DALLAS - OCTOBER 17:  Quarterback Landry Jones #12 of the Oklahoma Sooners drops back to pass against the Texas Longhorns at Cotton Bowl on October 17, 2009 in Dallas, Texas.  (Photo by Ronald Martinez/Getty Images)
Ronald Martinez/Getty Images

The 2009 season proved to be a challenge for Bob Stoops and the Oklahoma Sooners.

Coming off a BCS Championship Game appearance, the Sooners seemed ready to challenge again for the top spot in the country.
However, a season opening loss to BYU and the shoulder injury to Sam Bradford quickly dimmed prospects for the season.

The Sooners started the season ranked high in the national polls, but by the end of the year they had fallen out of the top 25 for the first time since 1999.

There are many opinions on what went wrong in 2009. Let's look at the key season statistics for Oklahoma. 

Statistics are helpful in placing performance in perspective.

I'll compare the 2009 statistics to those of the very successful 2008 year. 

The 2009 performance will be ranked into three groups—areas of improvement, areas unchanged, and areas of performance decline.

Areas of Improvement

I was surprised to find many areas where the 2009 Sooners rated higher than the 2008 team. 

The defense led the way in improvement.  In 2008, the defense allowed 25 points per game, compared to only 15 points in 2009.

This placed OU seventh in the nation in scoring defense, up from a ranking of 58 in 2008.

Defensive improvement came in both passing and rushing yards allowed in 2009.  Rushing defense ranked eighth in the nation allowing only 93 yards per game.

Two areas of the punting game improved in 2009 as well. 

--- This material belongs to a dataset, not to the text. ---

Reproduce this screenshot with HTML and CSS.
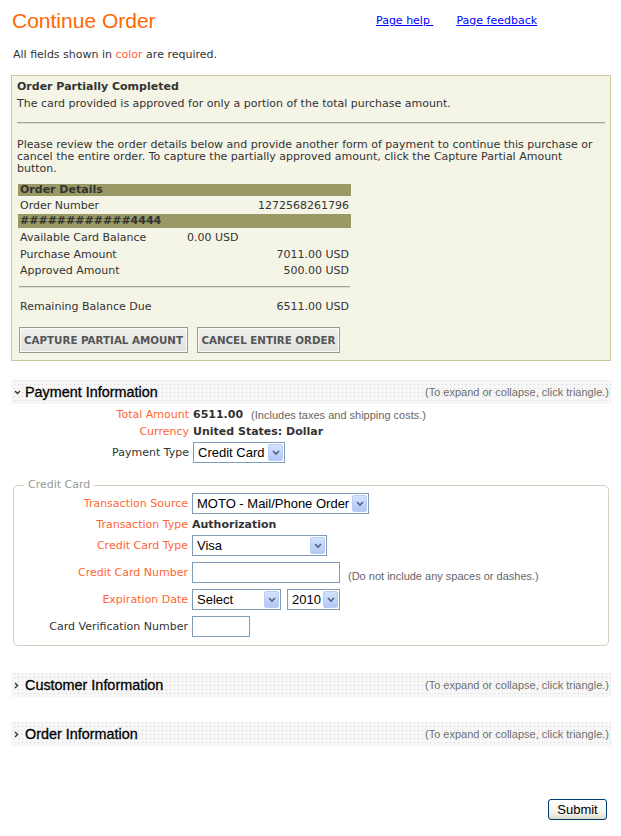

Tress Way averaged over 40 yards in net punting, ranking fifth in the nation.

Punt team return performance was also outstanding.

Led by Ryan Broyles, OU averaged over 16 yards per punt return, placing them third in the nation.

Areas Unchanged from 2008

Oklahoma finished in the top ten in 2008 in both sacks and sacks allowed.

This excellence continued in 2009 with 38 sacks for the defense while the offensive line only allowed 15 sacks for the season.

But keep in mind that sack statistics are somewhat deceiving. 

The one sack that resulted in Bradford's shoulder injury had an adverse effect on the offensive performance for the remainder of the season.

Areas of Performance Decline

While the defense improved in 2009, the offense struggled.

The 2009 Sooner rushing statistics are particularly disappointing.

Compared to 2008, rushing yards per game dropped from 199 yards per game to only 135 in 2009.

This placed Oklahoma at a national ranking of 77th for rushing offense, a marked drop-off from their 20th place ranking in 2008.

In 2008, Sam Bradford put up stellar numbers, ranking No. 1 in the nation with a passing efficiency rating of over 180.

Landry Jones, OU's backup quarterback, could not be expected to match those kinds of numbers. In 2009, passing efficiency dropped to 131, ranking at No. 52 in the nation.

The Sooners also fell back in turnover margin in 2009, dropping from plus 23 to only plus four.  Quarterback Landry Jones was intercepted 14 times.

In summary,  2009 was a year where Oklahoma could not capitalize on their outstanding defensive. 

However, the Sooner fans have some bright spots to keep them looking forward to 2010.

Landry Jones set an OU bowl recording passing for 416 yards in the Sun Bowl win over Stanford.

Improved passing efficiency, continued defensive excellence, and improvement in offensive line performance will be the keys for success for Oklahoma in 2010.